In tandem, Democrats Joe Manchin and Kyrsten Sinema have recently stressed their total opposition to nuking or otherwise eliminating the filibuster. Dianne Feinstein has been a critic of the nuclear option for legislation and pledged in 2017 to oppose any effort to weaken or eliminate the filibuster for legislation, but one of her staffers recently said she “believes that the leadership of the Senate will come up with a path that allows this bill [the “For the People Act”] to go forward with 50 Democratic votes.”
Sinema and Manchin have warned that eliminating the filibuster could heighten partisan conflict and lead to increased political instability. In National Review, I discuss how the nuclear option threatens the institutional capital of the Senate and why preserving institutional capital is especially pressing in a time of disruption.
One key assumption of much American policy in recent decades has been that institutions do not matter — that enough righteous force, combined with market incentives, can ensure a democratic order. However, “move fast and break things” has led to frustrations abroad and at home. The Senate has long irritated more fervent ideologues, and yet the traits that purportedly make it “undemocratic” (such as the layers of rules and precedents that afford individual senators great protections — to engage in debate, propose action, and frustrate party leadership) are the very things that have helped it stabilize American democracy at certain key junctures. In a time of great unrest, perhaps we might remember the virtues of certain institutions before we irradiate them.
Bill Scher thinks about some of the “unintended consequences” of a “talking filibuster.”

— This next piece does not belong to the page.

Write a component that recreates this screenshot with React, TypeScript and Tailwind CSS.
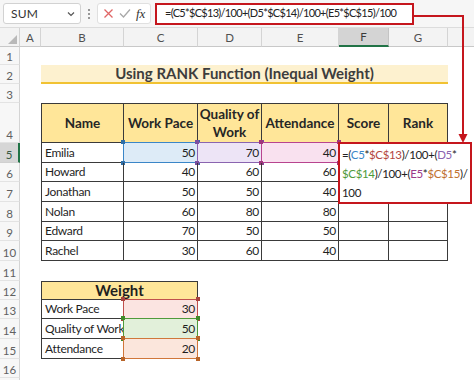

In a recent concurrence, Clarence Thomas argued that there’s a case for treating major digital platforms like “common carriers.”
In many ways, digital platforms that hold themselves out to the public resemble traditional common carriers. Though digital instead of physical, they are at bottom communications networks, and they “carry” information from one user to another. A traditional telephone company laid physical wires to create a network connecting people. Digital platforms lay information infrastructure that can be controlled in much the same way. And unlike newspapers, digital platforms hold themselves out as organizations that focus on distributing the speech of the broader public….The analogy to common carriers is even clearer for digital platforms that have dominant market share.

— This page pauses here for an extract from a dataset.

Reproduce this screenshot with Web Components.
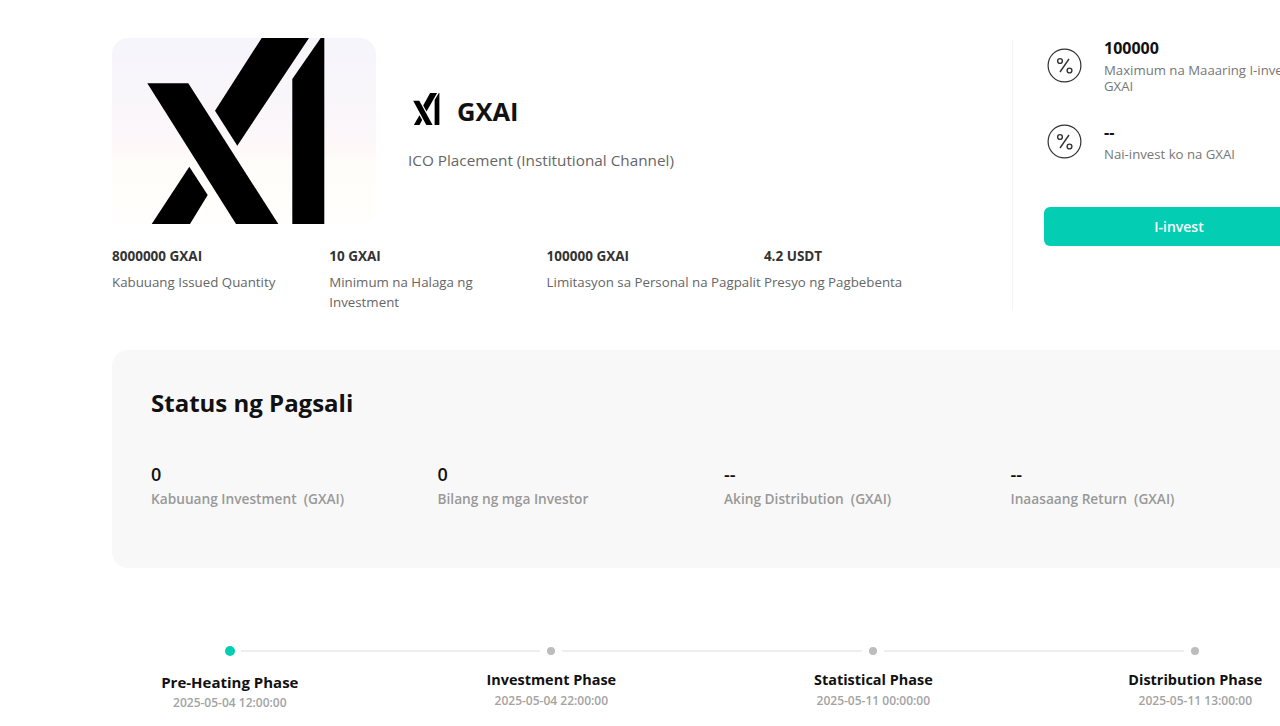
<!DOCTYPE html>
<html>
<head>
<meta charset="utf-8">
<title>GXAI</title>
<style>
html, body { margin: 0; padding: 0; background: #fff; overflow: hidden; height: 726px; }
body { font-family: "Open Sans", "Noto Sans", sans-serif; }
</style>
</head>
<body>
<ico-page>
    <ico-hero>
        <xai-logo slot="logo" style="width:264px;height:186px;border-radius:16px;background:linear-gradient(#f6f5fc 0%,#faf6fa 40%,#fef8f9 60%,#fffdf9 68%,#fffefc 100%)"></xai-logo>
        <xai-logo slot="mini" style="width:39px;height:32px"></xai-logo>
        <span slot="name">GXAI</span>
        <span slot="sub">ICO Placement (Institutional Channel)</span>
        <info-stat value="8000000 GXAI">Kabuuang Issued Quantity</info-stat>
        <info-stat value="10 GXAI">Minimum na Halaga ng Investment</info-stat>
        <info-stat value="100000 GXAI" nowrap>Limitasyon sa Personal na Pagpalit</info-stat>
        <info-stat value="4.2 USDT">Presyo ng Pagbebenta</info-stat>
    </ico-hero>
    <invest-side>
        <side-stat value="100000">Maximum na Maaaring I-invest na GXAI</side-stat>
        <side-stat value="--">Nai-invest ko na GXAI</side-stat>
    </invest-side>
    <status-panel heading="Status ng Pagsali">
        <status-item value="0">Kabuuang Investment &nbsp;(GXAI)</status-item>
        <status-item value="0">Bilang ng mga Investor</status-item>
        <status-item value="--">Aking Distribution &nbsp;(GXAI)</status-item>
        <status-item value="--">Inaasaang Return &nbsp;(GXAI)</status-item>
    </status-panel>
    <phase-line>
        <phase-step active name="Pre-Heating Phase" date="2025-05-04 12:00:00"></phase-step>
        <phase-step name="Investment Phase" date="2025-05-04 22:00:00"></phase-step>
        <phase-step name="Statistical Phase" date="2025-05-11 00:00:00"></phase-step>
        <phase-step last name="Distribution Phase" date="2025-05-11 13:00:00"></phase-step>
    </phase-line>
</ico-page>
<script>
class XaiLogo extends HTMLElement {
    constructor() {
        super()
        this.attachShadow({ mode: "open" })
        this.shadowRoot.innerHTML = `
        <style>
        :host { display: block; overflow: hidden; flex: none; }
        svg { display: block; width: 100%; height: 100%; }
        </style>
        <svg viewBox="112 38 264 186" preserveAspectRatio="none" fill="#000">
            <polygon points="261.7,38 309,38 237.3,145.7 215,110.7"/>
            <polygon points="320.7,38 324.3,38 324.3,224 292.3,224 292.3,79"/>
            <polygon points="147.3,83.3 188.3,83.3 278.3,224 236,224"/>
            <polygon points="189.3,166.7 207.7,195 190,224 151.7,224"/>
        </svg>`
    }
}
customElements.define("xai-logo", XaiLogo)

class IcoPage extends HTMLElement {
    constructor() {
        super()
        this.attachShadow({ mode: "open" })
        this.shadowRoot.innerHTML = `
        <style>
        :host {
            display: grid;
            grid-template-columns: 869px 1fr;
            column-gap: 31px;
            width: 1224px;
            margin-left: 112px;
            padding-top: 38px;
        }
        ::slotted(status-panel), ::slotted(phase-line) { grid-column: 1 / -1; }
        </style>
        <slot></slot>`
    }
}
customElements.define("ico-page", IcoPage)

class IcoHero extends HTMLElement {
    constructor() {
        super()
        this.attachShadow({ mode: "open" })
        this.shadowRoot.innerHTML = `
        <style>
        :host { display: block; }
        .top { display: flex; align-items: flex-start; gap: 32px; }
        .info { margin-top: 55px; }
        .title { display: flex; align-items: flex-start; gap: 10px; }
        ::slotted([slot=name]) { font-size: 25.5px; font-weight: 700; color: #111; line-height: 27px; margin-top: 5px; }
        ::slotted([slot=sub]) { display: block; font-size: 15.3px; color: #666; line-height: 20px; margin-top: 25px; }
        .stats { display: grid; grid-template-columns: repeat(4, 217.3px); margin-top: 22px; }
        </style>
        <div class="top">
            <slot name="logo"></slot>
            <div class="info">
                <div class="title"><slot name="mini"></slot><slot name="name"></slot></div>
                <slot name="sub"></slot>
            </div>
        </div>
        <div class="stats"><slot></slot></div>`
    }
}
customElements.define("ico-hero", IcoHero)

class InfoStat extends HTMLElement {
    constructor() {
        super()
        this.attachShadow({ mode: "open" })
        this.shadowRoot.innerHTML = `
        <style>
        :host { display: block; }
        .value { font-size: 13.5px; font-weight: 700; color: #333; line-height: 20px; }
        .label { font-size: 13.3px; color: #666; line-height: 20px; margin-top: 6px; padding-right: 20px; }
        :host([nowrap]) .label { white-space: nowrap; padding-right: 0; }
        </style>
        <div class="value"></div>
        <div class="label"><slot></slot></div>`
        this.shadowRoot.querySelector(".value").textContent = this.getAttribute("value")
    }
}
customElements.define("info-stat", InfoStat)

class InvestSide extends HTMLElement {
    constructor() {
        super()
        this.attachShadow({ mode: "open" })
        this.shadowRoot.innerHTML = `
        <style>
        :host {
            display: block;
            border-left: 1px solid #f5f5f5;
            padding-left: 31px;
            height: 270px;
            margin-top: 2px;
            box-sizing: border-box;
        }
        .stack { display: flex; flex-direction: column; gap: 30px; }
        button {
            display: block;
            width: 270px;
            height: 39px;
            margin-top: 45px;
            border: 0;
            border-radius: 6px;
            background: #03ceb4;
            color: #fff;
            font: 600 14px "Open Sans", "Noto Sans", sans-serif;
        }
        </style>
        <div class="stack"><slot></slot></div>
        <button>I-invest</button>`
    }
}
customElements.define("invest-side", InvestSide)

class SideStat extends HTMLElement {
    constructor() {
        super()
        this.attachShadow({ mode: "open" })
        this.shadowRoot.innerHTML = `
        <style>
        :host { display: flex; align-items: center; gap: 22px; width: 270px; }
        svg { flex: none; margin: -4px 0 0 3px; }
        .value { font-size: 16px; font-weight: 700; color: #111; line-height: 16px; }
        .label { font-size: 13.2px; color: #777; line-height: 16px; margin-top: 6px; width: 210px; }
        </style>
        <svg width="35" height="35" viewBox="0 0 35 35" fill="none" stroke="#333" stroke-width="1.4">
            <circle cx="17.5" cy="17.5" r="16.4" stroke-width="1.2"/>
            <line x1="22" y1="11" x2="13" y2="24"/>
            <circle cx="13" cy="13" r="2.4"/>
            <circle cx="22.5" cy="22.5" r="2.4"/>
        </svg>
        <div>
            <div class="value"></div>
            <div class="label"><slot></slot></div>
        </div>`
        this.shadowRoot.querySelector(".value").textContent = this.getAttribute("value")
    }
}
customElements.define("side-stat", SideStat)

class StatusPanel extends HTMLElement {
    constructor() {
        super()
        this.attachShadow({ mode: "open" })
        this.shadowRoot.innerHTML = `
        <style>
        :host {
            display: block;
            box-sizing: border-box;
            height: 218px;
            margin-top: 38px;
            padding: 36px 39px 0;
            border-radius: 16px;
            background: #f8f8f8;
        }
        h2 { margin: 0; font-size: 24px; font-weight: 700; color: #111; line-height: 34px; }
        .grid { display: grid; grid-template-columns: repeat(4, 286.5px); margin-top: 42px; }
        </style>
        <h2></h2>
        <div class="grid"><slot></slot></div>`
        this.shadowRoot.querySelector("h2").textContent = this.getAttribute("heading")
    }
}
customElements.define("status-panel", StatusPanel)

class StatusItem extends HTMLElement {
    constructor() {
        super()
        this.attachShadow({ mode: "open" })
        this.shadowRoot.innerHTML = `
        <style>
        :host { display: block; }
        .value { font-size: 18px; font-weight: 600; color: #111; line-height: 24px; }
        .label { font-size: 13.7px; font-weight: 600; color: #999; line-height: 20px; margin-top: 3px; white-space: nowrap; }
        </style>
        <div class="value"></div>
        <div class="label"><slot></slot></div>`
        this.shadowRoot.querySelector(".value").textContent = this.getAttribute("value")
    }
}
customElements.define("status-item", StatusItem)

class PhaseLine extends HTMLElement {
    constructor() {
        super()
        this.attachShadow({ mode: "open" })
        this.shadowRoot.innerHTML = `
        <style>
        :host {
            display: grid;
            grid-template-columns: repeat(4, 322px);
            margin: 78px 0 0 -43.7px;
        }
        </style>
        <slot></slot>`
    }
}
customElements.define("phase-line", PhaseLine)

class PhaseStep extends HTMLElement {
    constructor() {
        super()
        this.attachShadow({ mode: "open" })
        this.shadowRoot.innerHTML = `
        <style>
        :host { display: block; text-align: center; }
        .head { display: grid; grid-template-columns: 1fr auto 1fr; align-items: center; column-gap: 7px; height: 8px; padding-top: 1px; }
        .dot { width: 8px; height: 8px; border-radius: 50%; background: #bdbdbd; }
        .line { height: 2px; background: #eeeeee; margin-right: -150px; }
        :host([last]) .line { visibility: hidden; }
        .name { font-size: 14.45px; font-weight: 700; color: #111; line-height: 20px; margin-top: 15px; white-space: nowrap; }
        .date { font-size: 12px; font-weight: 600; color: #a3a3a3; line-height: 16px; margin-top: 3px; }
        :host([active]) .head { height: 10px; padding: 0 0 0 2px; column-gap: 6px; }
        :host([active]) .dot { width: 10px; height: 10px; background: #03ceb4; }
        :host([active]) .name { font-size: 15px; margin-top: 16px; padding-left: 1px; }
        :host([active]) .date { margin-top: 3px; padding-left: 1px; }
        </style>
        <div class="head"><span></span><span class="dot"></span><span class="line"></span></div>
        <div class="name"></div>
        <div class="date"></div>`
        this.shadowRoot.querySelector(".name").textContent = this.getAttribute("name")
        this.shadowRoot.querySelector(".date").textContent = this.getAttribute("date")
    }
}
customElements.define("phase-step", PhaseStep)
</script>
</body>
</html>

Marshall Auerback uses this concurrence to call for a mode of corporate reform that combines antitrust efforts and an experimental approach to regulation.

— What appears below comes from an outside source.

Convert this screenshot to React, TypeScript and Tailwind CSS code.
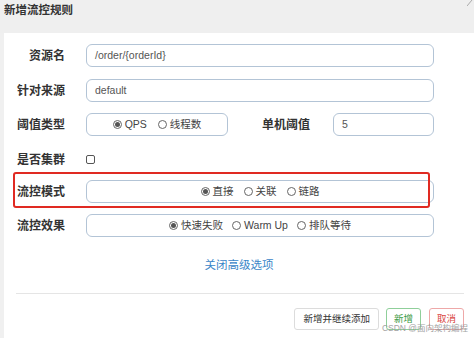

Curt Mills thinks about the rising interest on the right in checking concentrated corporate power.
“Conservatism” has long been a contested term in American politics, Joshua Tait argues:
Today, as various factions clash over what it means to be a conservative—Are Trumpist populists conservative? Are the Never Trumpers? What about Republican standardbearers from ten or twenty or forty years ago?—it is worth revisiting the forgotten story of the first time Americans contended for the mantle of “conservatism.” It’s instructive to consider what happened to the losing side in that contest, and just why the episode came to be forgotten.
David D. Corey kicks off the “Law & Liberty” forum on Rawls’s A Theory of Justice at 50.
Frank DiStefano talks American political realignments with…“The Realignment.”
Sheri Berman says that democracy is still worth defending.
The Ciceronian Society has returned, with plans for a journal, podcast, and conference: “Our contemporary public life and discourse is animated by a predictable liturgy of fear, contempt, rage, rootlessness, and despair. The Ciceronian Society seeks to restore a liturgy of courage, affection, rootedness, peace, and hope.”
Coming attraction: On Friday, April 9 at noon EST, Baylor University hosts Cornel West, Teresa Bejan, and Andrew Sullivan on civility.
I’ll let Edith Hall gloss this week’s closing image: “Plato's Republic is set in a house of a friend of Socrates in the port of Piraeus on the occasion of the festival of the new Thracian avatar of Artemis called Bendis. This relief for Bendis, found in Piraeus, is exactly the right date (400-370 BCE). Makes me tingle.”